25. A method for recovering fluid hydrocarbons from a subterranean limestone formation comprising:
contacting the formation and fluid hydrocarbons contained therein, said formation in fluid communication with a production well;
wherein said contacting of the formation and fluid hydrocarbons contained therein includes contacting with a fluid composition of claim 1 for a time and under conditions sufficient to increase the well's production rate of said fluid hydrocarbons from the formation or to decrease the ratio of water to fluid hydrocarbons in the well's effluent.

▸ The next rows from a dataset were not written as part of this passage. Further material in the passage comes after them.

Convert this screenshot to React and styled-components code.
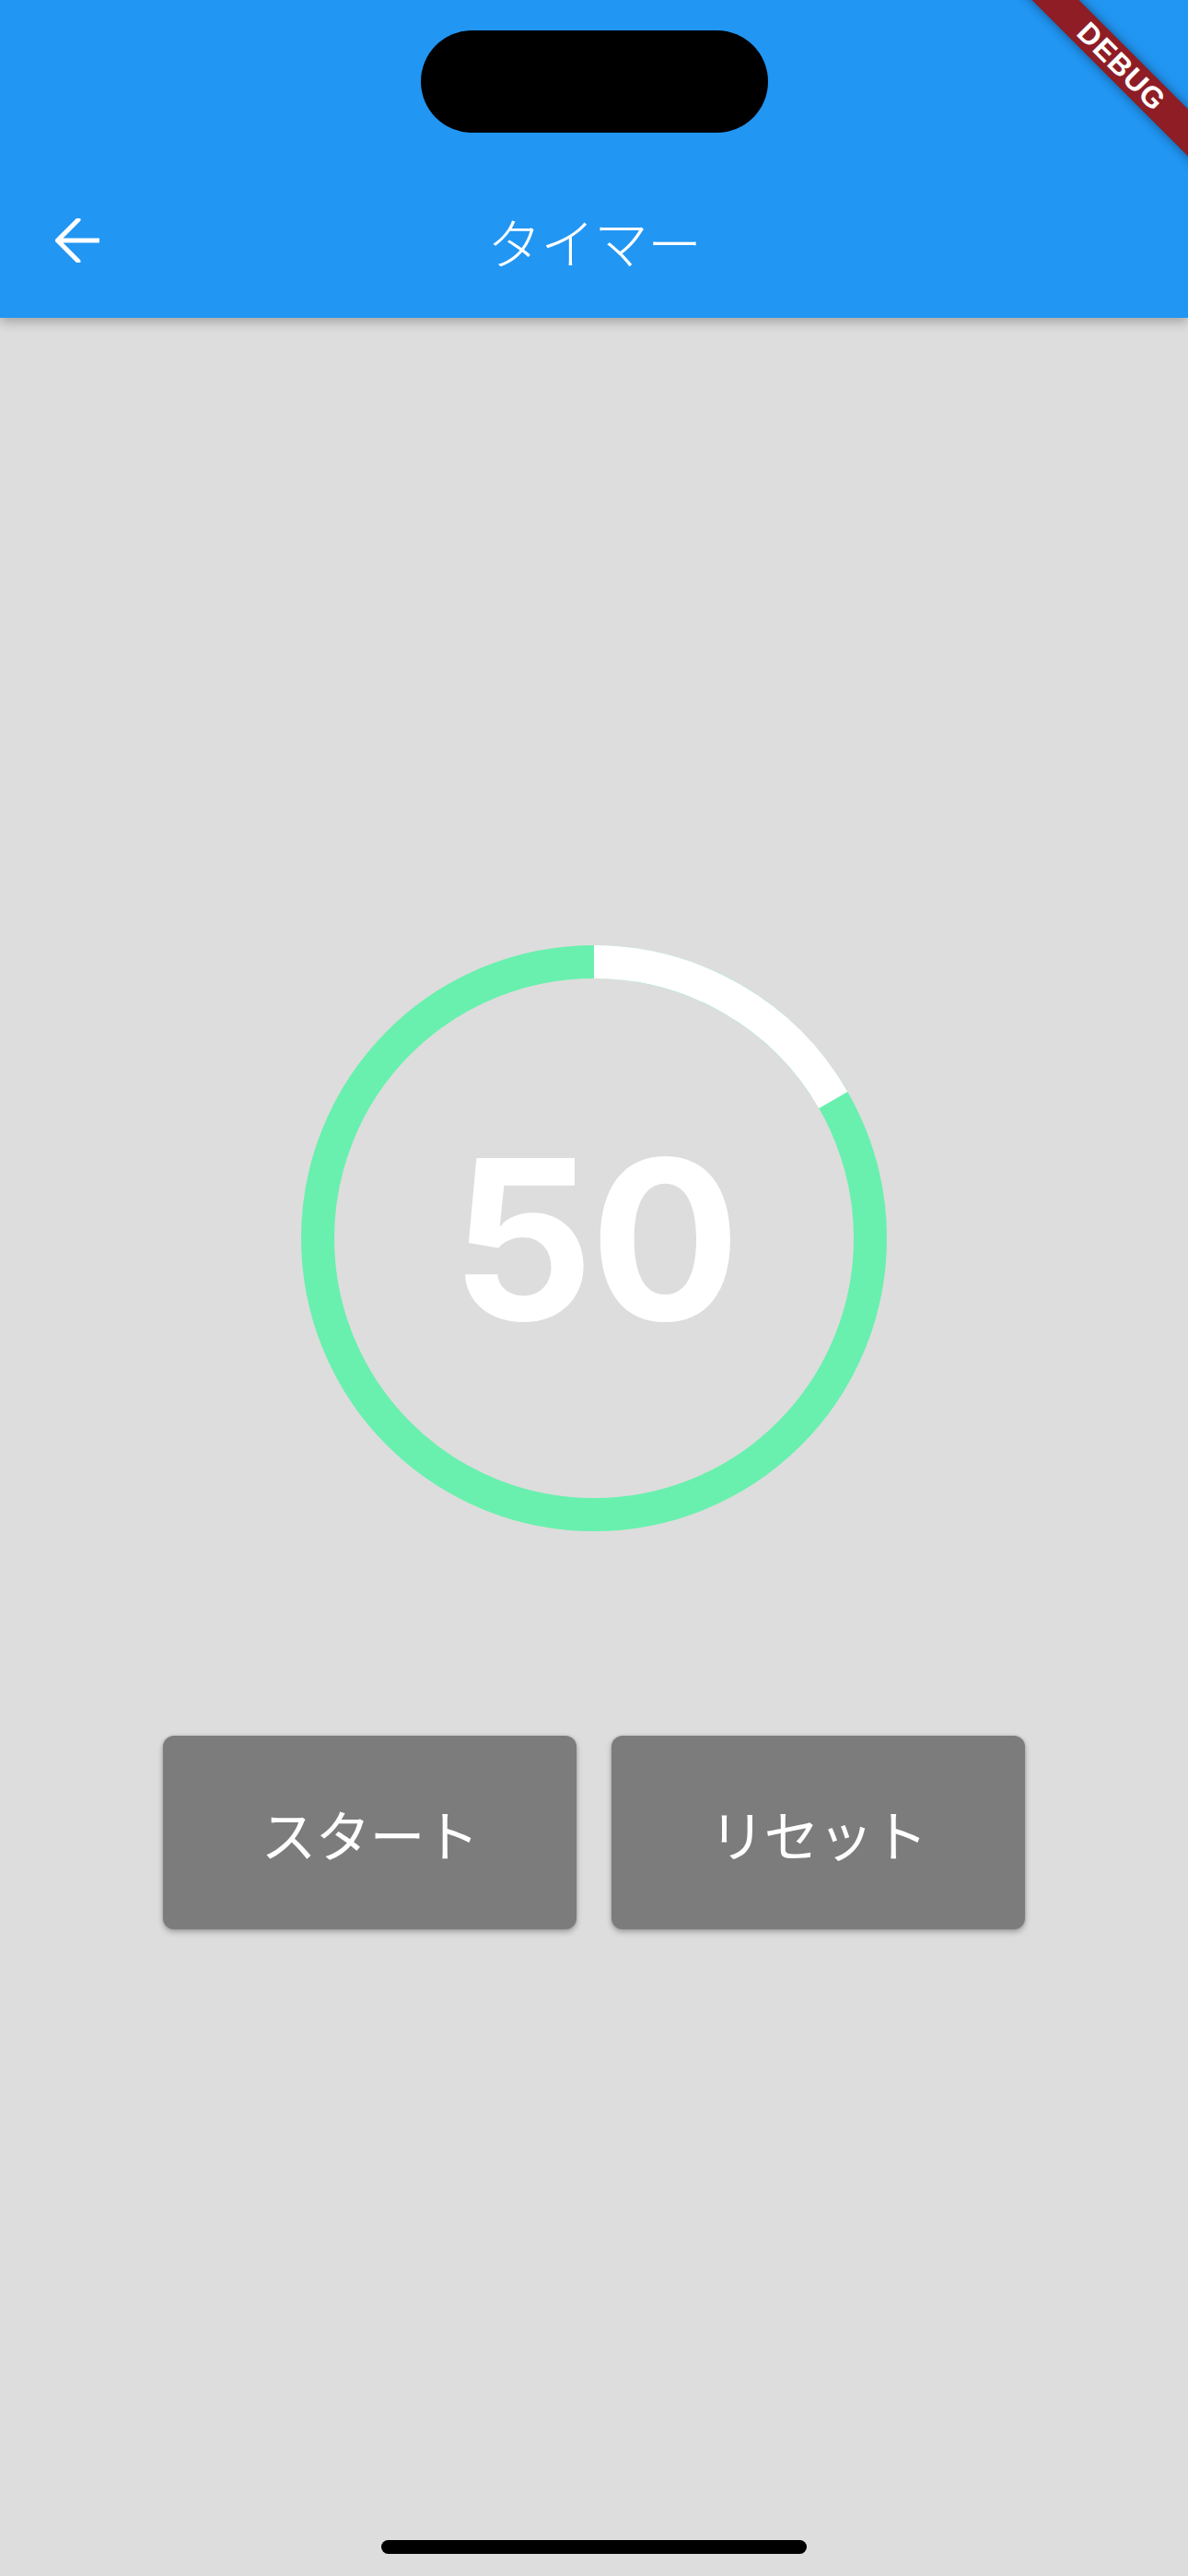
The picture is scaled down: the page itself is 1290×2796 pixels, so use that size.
import React from "react";
import styled, { createGlobalStyle } from "styled-components";

const Global = createGlobalStyle`
  html, body { margin: 0; padding: 0; background: #dddddd; }
  body { font-family: "Noto Sans CJK JP", "Noto Sans", sans-serif; }
`;

const Screen = styled.div`
  position: relative;
  width: 1290px;
  min-height: 2796px;
  overflow: hidden;
  background: #dddddd;
  display: flex;
  flex-direction: column;
`;

const AppBar = styled.header`
  position: relative;
  z-index: 2;
  height: 345px;
  background: #2196f3;
  box-shadow: 0 4px 12px rgba(0, 0, 0, 0.28);
  display: flex;
  flex-direction: column;
`;

const StatusBar = styled.div`
  height: 177px;
  box-sizing: border-box;
  padding-top: 33px;
  display: flex;
  justify-content: center;
`;

const Island = styled.div`
  width: 377px;
  height: 111px;
  border-radius: 56px;
  background: #000;
`;

const Toolbar = styled.div`
  flex: 1;
  display: grid;
  grid-template-columns: 1fr auto 1fr;
  align-items: center;
`;

const BackButton = styled.button`
  justify-self: start;
  margin-left: 60px;
  padding: 0;
  border: 0;
  background: transparent;
  width: 48px;
  height: 48px;
  display: flex;
`;

const Title = styled.h1`
  margin: 0;
  font-family: "Noto Sans CJK JP", sans-serif;
  font-weight: 300;
  font-size: 59px;
  line-height: 1;
  color: #fff;
  letter-spacing: -1px;
`;

const Body = styled.main`
  flex: 1;
  display: flex;
  flex-direction: column;
  align-items: center;
  padding-top: 681px;
`;

const Dial = styled.div`
  position: relative;
  width: 636px;
  height: 636px;
  display: grid;
  place-items: center;
`;

const Ring = styled.svg`
  grid-area: 1 / 1;
  width: 636px;
  height: 636px;
`;

const Count = styled.div`
  grid-area: 1 / 1;
  font-family: Inter, "Liberation Sans", sans-serif;
  font-weight: 700;
  font-size: 242px;
  line-height: 1;
  color: #fff;
  letter-spacing: -4px;
  margin-top: 2px;
`;

const ButtonRow = styled.div`
  margin-top: 222px;
  display: flex;
  gap: 38px;
`;

const ActionButton = styled.button`
  width: 449px;
  height: 210px;
  border: 0;
  border-radius: 12px;
  background: #7c7c7c;
  color: #fff;
  font-family: "Noto Sans CJK JP", sans-serif;
  font-weight: 400;
  font-size: 60px;
  letter-spacing: -1px;
  box-shadow: 0 3px 6px rgba(0, 0, 0, 0.28), 0 0 3px rgba(0, 0, 0, 0.15);
  display: flex;
  align-items: center;
  justify-content: center;
`;

const HomeIndicator = styled.div`
  margin: auto auto 24px;
  width: 462px;
  height: 15px;
  border-radius: 8px;
  background: #000;
`;

const DebugBanner = styled.div`
  position: absolute;
  z-index: 5;
  left: 1068px;
  top: 54px;
  width: 300px;
  height: 36px;
  transform: rotate(45deg);
  background: #8e1d25;
  box-shadow: 0 0 12px rgba(0, 0, 0, 0.45);
  color: #fff;
  font-family: "Liberation Sans", Arial, sans-serif;
  font-weight: 700;
  font-size: 32px;
  line-height: 36px;
  text-align: center;
  letter-spacing: 1px;
`;

const R = 300;
const C = 318;
const elapsed = 10;
const total = 60;

function arcPath(fraction) {
  const a = fraction * 2 * Math.PI;
  const x = C + R * Math.sin(a);
  const y = C - R * Math.cos(a);
  const large = fraction > 0.5 ? 1 : 0;
  return `M ${C} ${C - R} A ${R} ${R} 0 ${large} 1 ${x} ${y}`;
}

export default function App() {
  return (
    <>
      <Global />
      <Screen>
        <AppBar>
          <StatusBar>
            <Island />
          </StatusBar>
          <Toolbar>
            <BackButton aria-label="back">
              <svg width="48" height="48" viewBox="0 0 48 48" fill="none">
                <path
                  d="M25 1.5 L2.5 24 L25 46.5 M2.5 24 H47"
                  stroke="#fff"
                  strokeWidth="5"
                  strokeLinecap="round"
                  strokeLinejoin="round"
                />
              </svg>
            </BackButton>
            <Title>タイマー</Title>
            <span />
          </Toolbar>
        </AppBar>
        <Body>
          <Dial>
            <Ring viewBox="0 0 636 636">
              <circle cx={C} cy={C} r={R} fill="none" stroke="#69f0ae" strokeWidth="36" />
              <path d={arcPath(elapsed / total)} fill="none" stroke="#ffffff" strokeWidth="36" strokeLinecap="butt" />
            </Ring>
            <Count>{total - elapsed}</Count>
          </Dial>
          <ButtonRow>
            <ActionButton>スタート</ActionButton>
            <ActionButton>リセット</ActionButton>
          </ButtonRow>
        </Body>
        <HomeIndicator />
        <DebugBanner>DEBUG</DebugBanner>
      </Screen>
    </>
  );
}
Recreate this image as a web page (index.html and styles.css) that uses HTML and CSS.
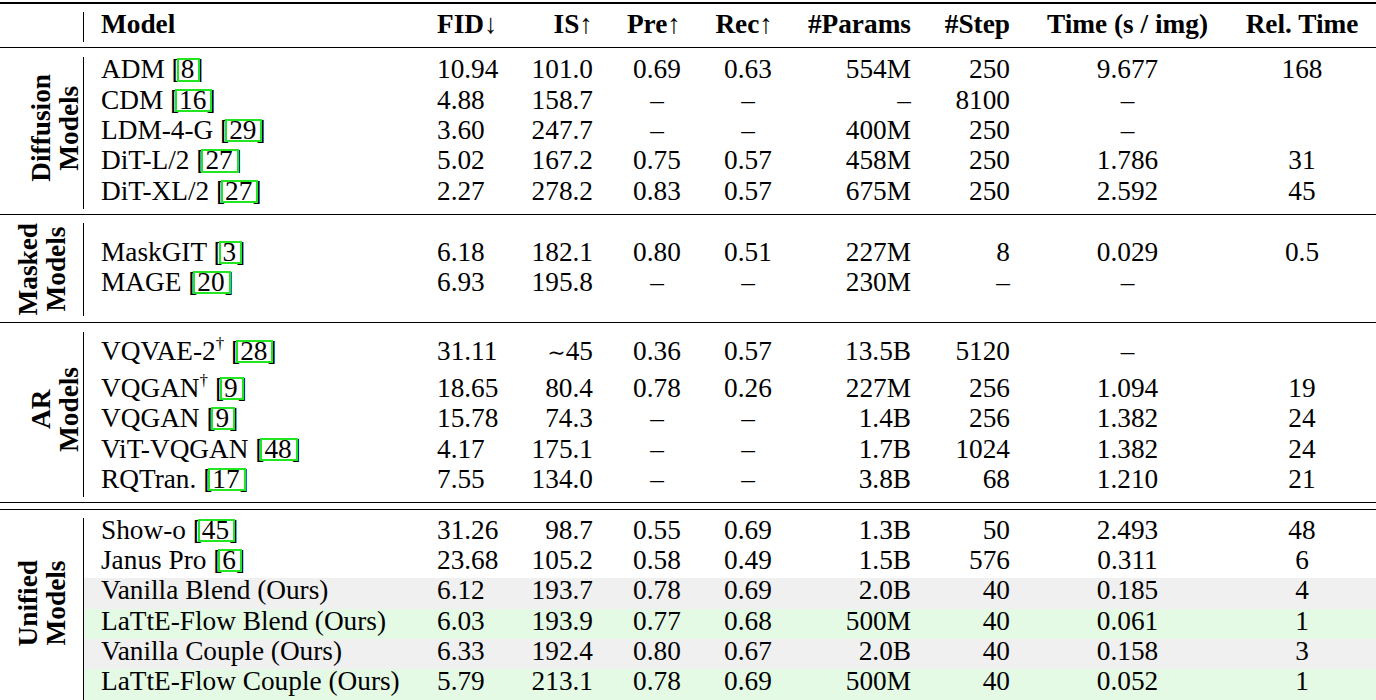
FILE: index.html
```html
<!DOCTYPE html>
<html>
<head>
<meta charset="utf-8">
<title>Comparison table</title>
<link rel="stylesheet" href="styles.css">
</head>
<body>
<div class="table">
  <div class="rule heavy top"></div>

  <div class="sec head">
    <div class="lab"></div>
    <div class="rows">
      <div class="row hdr">
        <div class="c m">Model</div>
        <div class="c l">FID<span class="arr">↓</span></div>
        <div class="c r">IS<span class="arr">↑</span></div>
        <div class="c r">Pre<span class="arr">↑</span></div>
        <div class="c r">Rec<span class="arr">↑</span></div>
        <div class="c r">#Params</div>
        <div class="c r">#Step</div>
        <div class="c cen">Time (s / img)</div>
        <div class="c cen">Rel. Time</div>
      </div>
    </div>
  </div>

  <div class="rule mid-head"></div>

  <div class="sec diff">
    <div class="lab"><div class="vt wide">Diffusion<br>Models</div></div>
    <div class="rows">
      <div class="row"><div class="c m">ADM [<span class="ct">8</span>]</div><div class="c l">10.94</div><div class="c r">101.0</div><div class="c p">0.69</div><div class="c q">0.63</div><div class="c r">554M</div><div class="c r">250</div><div class="c cen">9.677</div><div class="c cen">168</div></div>
      <div class="row"><div class="c m">CDM [<span class="ct">16</span>]</div><div class="c l">4.88</div><div class="c r">158.7</div><div class="c p">–</div><div class="c q">–</div><div class="c r">–</div><div class="c r">8100</div><div class="c cen">–</div><div class="c cen"></div></div>
      <div class="row"><div class="c m">LDM-4-G [<span class="ct">29</span>]</div><div class="c l">3.60</div><div class="c r">247.7</div><div class="c p">–</div><div class="c q">–</div><div class="c r">400M</div><div class="c r">250</div><div class="c cen">–</div><div class="c cen"></div></div>
      <div class="row"><div class="c m">DiT-L/2 [<span class="ct">27</span>]</div><div class="c l">5.02</div><div class="c r">167.2</div><div class="c p">0.75</div><div class="c q">0.57</div><div class="c r">458M</div><div class="c r">250</div><div class="c cen">1.786</div><div class="c cen">31</div></div>
      <div class="row"><div class="c m">DiT-XL/2 [<span class="ct">27</span>]</div><div class="c l">2.27</div><div class="c r">278.2</div><div class="c p">0.83</div><div class="c q">0.57</div><div class="c r">675M</div><div class="c r">250</div><div class="c cen">2.592</div><div class="c cen">45</div></div>
    </div>
  </div>

  <div class="rule mid-a"></div>

  <div class="sec masked">
    <div class="lab"><div class="vt narrow">Masked<br>Models</div></div>
    <div class="rows">
      <div class="row"><div class="c m">MaskGIT [<span class="ct">3</span>]</div><div class="c l">6.18</div><div class="c r">182.1</div><div class="c p">0.80</div><div class="c q">0.51</div><div class="c r">227M</div><div class="c r">8</div><div class="c cen">0.029</div><div class="c cen">0.5</div></div>
      <div class="row"><div class="c m">MAGE [<span class="ct">20</span>]</div><div class="c l">6.93</div><div class="c r">195.8</div><div class="c p">–</div><div class="c q">–</div><div class="c r">230M</div><div class="c r">–</div><div class="c cen">–</div><div class="c cen"></div></div>
    </div>
  </div>

  <div class="rule mid-b"></div>

  <div class="sec ar">
    <div class="lab"><div class="vt wide">AR<br>Models</div></div>
    <div class="rows">
      <div class="row tall"><div class="c m">VQVAE-2<sup class="dg">†</sup> [<span class="ct">28</span>]</div><div class="c l">31.11</div><div class="c r"><span class="sim">∼</span>45</div><div class="c p">0.36</div><div class="c q">0.57</div><div class="c r">13.5B</div><div class="c r">5120</div><div class="c cen">–</div><div class="c cen"></div></div>
      <div class="row tall"><div class="c m">VQGAN<sup class="dg">†</sup> [<span class="ct">9</span>]</div><div class="c l">18.65</div><div class="c r">80.4</div><div class="c p">0.78</div><div class="c q">0.26</div><div class="c r">227M</div><div class="c r">256</div><div class="c cen">1.094</div><div class="c cen">19</div></div>
      <div class="row"><div class="c m">VQGAN [<span class="ct">9</span>]</div><div class="c l">15.78</div><div class="c r">74.3</div><div class="c p">–</div><div class="c q">–</div><div class="c r">1.4B</div><div class="c r">256</div><div class="c cen">1.382</div><div class="c cen">24</div></div>
      <div class="row"><div class="c m">ViT-VQGAN [<span class="ct">48</span>]</div><div class="c l">4.17</div><div class="c r">175.1</div><div class="c p">–</div><div class="c q">–</div><div class="c r">1.7B</div><div class="c r">1024</div><div class="c cen">1.382</div><div class="c cen">24</div></div>
      <div class="row"><div class="c m">RQTran. [<span class="ct">17</span>]</div><div class="c l">7.55</div><div class="c r">134.0</div><div class="c p">–</div><div class="c q">–</div><div class="c r">3.8B</div><div class="c r">68</div><div class="c cen">1.210</div><div class="c cen">21</div></div>
    </div>
  </div>

  <div class="double"><div class="rule"></div><div class="rule second"></div></div>

  <div class="sec unified">
    <div class="lab"><div class="vt narrow">Unified<br>Models</div></div>
    <div class="rows">
      <div class="row"><div class="c m">Show-o [<span class="ct">45</span>]</div><div class="c l">31.26</div><div class="c r">98.7</div><div class="c p">0.55</div><div class="c q">0.69</div><div class="c r">1.3B</div><div class="c r">50</div><div class="c cen">2.493</div><div class="c cen">48</div></div>
      <div class="row"><div class="c m">Janus Pro [<span class="ct">6</span>]</div><div class="c l">23.68</div><div class="c r">105.2</div><div class="c p">0.58</div><div class="c q">0.49</div><div class="c r">1.5B</div><div class="c r">576</div><div class="c cen">0.311</div><div class="c cen">6</div></div>
      <div class="row gray"><div class="c m">Vanilla Blend (Ours)</div><div class="c l">6.12</div><div class="c r">193.7</div><div class="c p">0.78</div><div class="c q">0.69</div><div class="c r">2.0B</div><div class="c r">40</div><div class="c cen">0.185</div><div class="c cen">4</div></div>
      <div class="row green"><div class="c m">LaTtE-Flow Blend (Ours)</div><div class="c l">6.03</div><div class="c r">193.9</div><div class="c p">0.77</div><div class="c q">0.68</div><div class="c r">500M</div><div class="c r">40</div><div class="c cen">0.061</div><div class="c cen">1</div></div>
      <div class="row gray"><div class="c m">Vanilla Couple (Ours)</div><div class="c l">6.33</div><div class="c r">192.4</div><div class="c p">0.80</div><div class="c q">0.67</div><div class="c r">2.0B</div><div class="c r">40</div><div class="c cen">0.158</div><div class="c cen">3</div></div>
      <div class="row green"><div class="c m">LaTtE-Flow Couple (Ours)</div><div class="c l">5.79</div><div class="c r">213.1</div><div class="c p">0.78</div><div class="c q">0.69</div><div class="c r">500M</div><div class="c r">40</div><div class="c cen">0.052</div><div class="c cen">1</div></div>
    </div>
  </div>

  <div class="rule heavy bottom"></div>
</div>
</body>
</html>
```

FILE: styles.css
```css
* {
  box-sizing: border-box;
  margin: 0;
  padding: 0;
}

html, body {
  background: #ffffff;
}

body {
  margin: 0;
  width: 1376px;
  height: 700px;
  overflow: hidden;
  font-family: "Liberation Serif", "Times New Roman", "DejaVu Serif", serif;
  font-size: 27.3px;
  color: #000;
}

.table {
  padding-top: 1.5px;
}

/* horizontal rules */
.rule {
  height: 1px;
  background: #000;
}
.rule.heavy {
  height: 2px;
}
.rule.mid-head { margin-top: 5px; }
.rule.mid-a { margin-top: 4.8px; }
.rule.mid-b { margin-top: 6.2px; }
.rule.bottom { margin-top: 5px; }

.double {
  margin-top: 4.8px;
}
.double .second {
  margin-top: 6.3px;
}

/* sections */
.sec {
  display: flex;
}
.sec.head { margin-top: 8.1px; }
.sec.diff { margin-top: 9.6px; }
.sec.masked { margin-top: 8.5px; }
.sec.ar { margin-top: 9.5px; }
.sec.unified { margin-top: 7.5px; }

.sec.masked .rows {
  padding-top: 16.7px;
  padding-bottom: 7.7px;
}

.lab {
  width: 84px;
  flex: none;
  border-right: 1px solid #000;
  display: flex;
  align-items: center;
}

.vt {
  writing-mode: vertical-rl;
  text-orientation: sideways;
  transform: rotate(180deg);
  font-weight: bold;
  line-height: 28px;
  text-align: center;
  white-space: nowrap;
  margin-bottom: 10px;
}
.vt.wide { margin-left: 27px; }
.vt.narrow { margin-left: 13.5px; }
.sec.masked .vt { margin-bottom: 0; }

.rows {
  flex: 1;
}

.row {
  display: grid;
  grid-template-columns: 336px 100px 90px 88px 92px 138px 99px 201px 148px;
  height: 30.3px;
  line-height: 25.2px;
}
.row.tall {
  height: 36.9px;
  padding-top: 6.6px;
}
.row.hdr {
  font-weight: bold;
}
.row.gray {
  background: #f0f0f0;
}
.row.green {
  background: #e4fae4;
}

.c {
  white-space: nowrap;
}
.c.m { padding-left: 17px; }
.c.l { padding-left: 17px; }
.c.r { text-align: right; padding-right: 17px; }
.c.cen { text-align: center; }
/* centred numeric columns (Pre, Rec) */
.c.p { text-align: center; padding-left: 6px; }
.c.q { text-align: center; padding-left: 8px; }

.arr {
  font-weight: normal;
}

.sim {
  font-family: "DejaVu Serif", serif;
  font-size: 22px;
}

/* superscript dagger */
.dg {
  font-size: 17px;
  line-height: 0;
  vertical-align: 11px;
}

/* citation link box */
.ct {
  position: relative;
}
.ct::after {
  content: "";
  position: absolute;
  left: -4px;
  right: -6px;
  top: 4px;
  bottom: 2.8px;
  border: 2px solid #22e622;
}
```
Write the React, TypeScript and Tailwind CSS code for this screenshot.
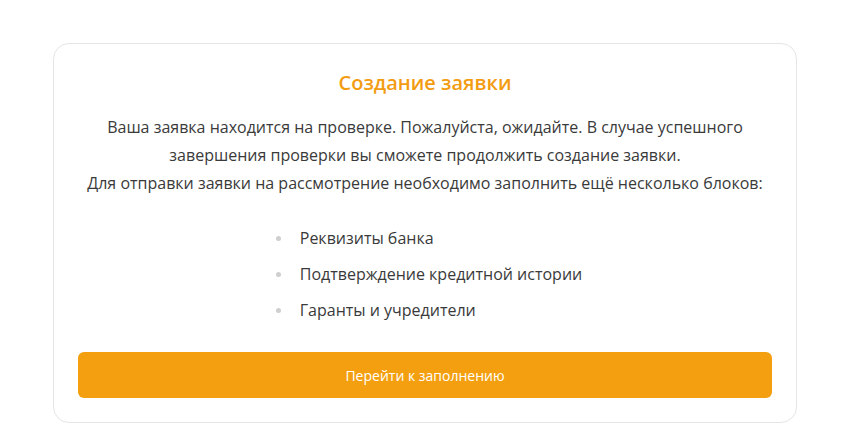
const steps = [
  "Реквизиты банка",
  "Подтверждение кредитной истории",
  "Гаранты и учредители",
];

export default function App() {
  return (
    <div
      className="min-h-screen bg-white pt-[43px]"
      style={{ fontFamily: '"Open Sans", "Noto Sans", sans-serif' }}
    >
      <div className="ml-[53px] w-[744px] rounded-2xl border border-[#e5e5e5] bg-white px-6 pt-[25px] pb-6">
        <h2 className="text-center text-[20px] leading-[28px] font-semibold text-[#f39c12]">
          Создание заявки
        </h2>

        <p className="mt-4 text-center text-[16px] leading-[28px] text-[#3a3a3a]">
          Ваша заявка находится на проверке. Пожалуйста, ожидайте. В случае успешного
          <br />
          завершения проверки вы сможете продолжить создание заявки.
          <br />
          Для отправки заявки на рассмотрение необходимо заполнить ещё несколько блоков:
        </p>

        <div className="mt-[29px] flex justify-center pl-[8px]">
          <ul className="flex flex-col gap-3">
            {steps.map((s) => (
              <li
                key={s}
                className="flex items-center gap-[19px] text-[16px] leading-[24px] text-[#3a3a3a]"
              >
                <span className="h-[5px] w-[5px] rounded-full bg-[#cfcfcf]" />
                {s}
              </li>
            ))}
          </ul>
        </div>

        <button className="mt-[30px] flex h-[46px] w-full items-center justify-center rounded-md bg-[#f39f0f] text-[14px] text-white">
          Перейти к заполнению
        </button>
      </div>
    </div>
  );
}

26. A method according to claim 6, wherein the fluid composition further comprises a carboxylic acid buffer.
27. A method according to claim 26 wherein the carboxylic acid buffer is acetic acid.
28. A method according to claim 6, wherein the fluid composition further comprises silica.
29. A method according to claim 26, wherein the fluid composition further comprises silica.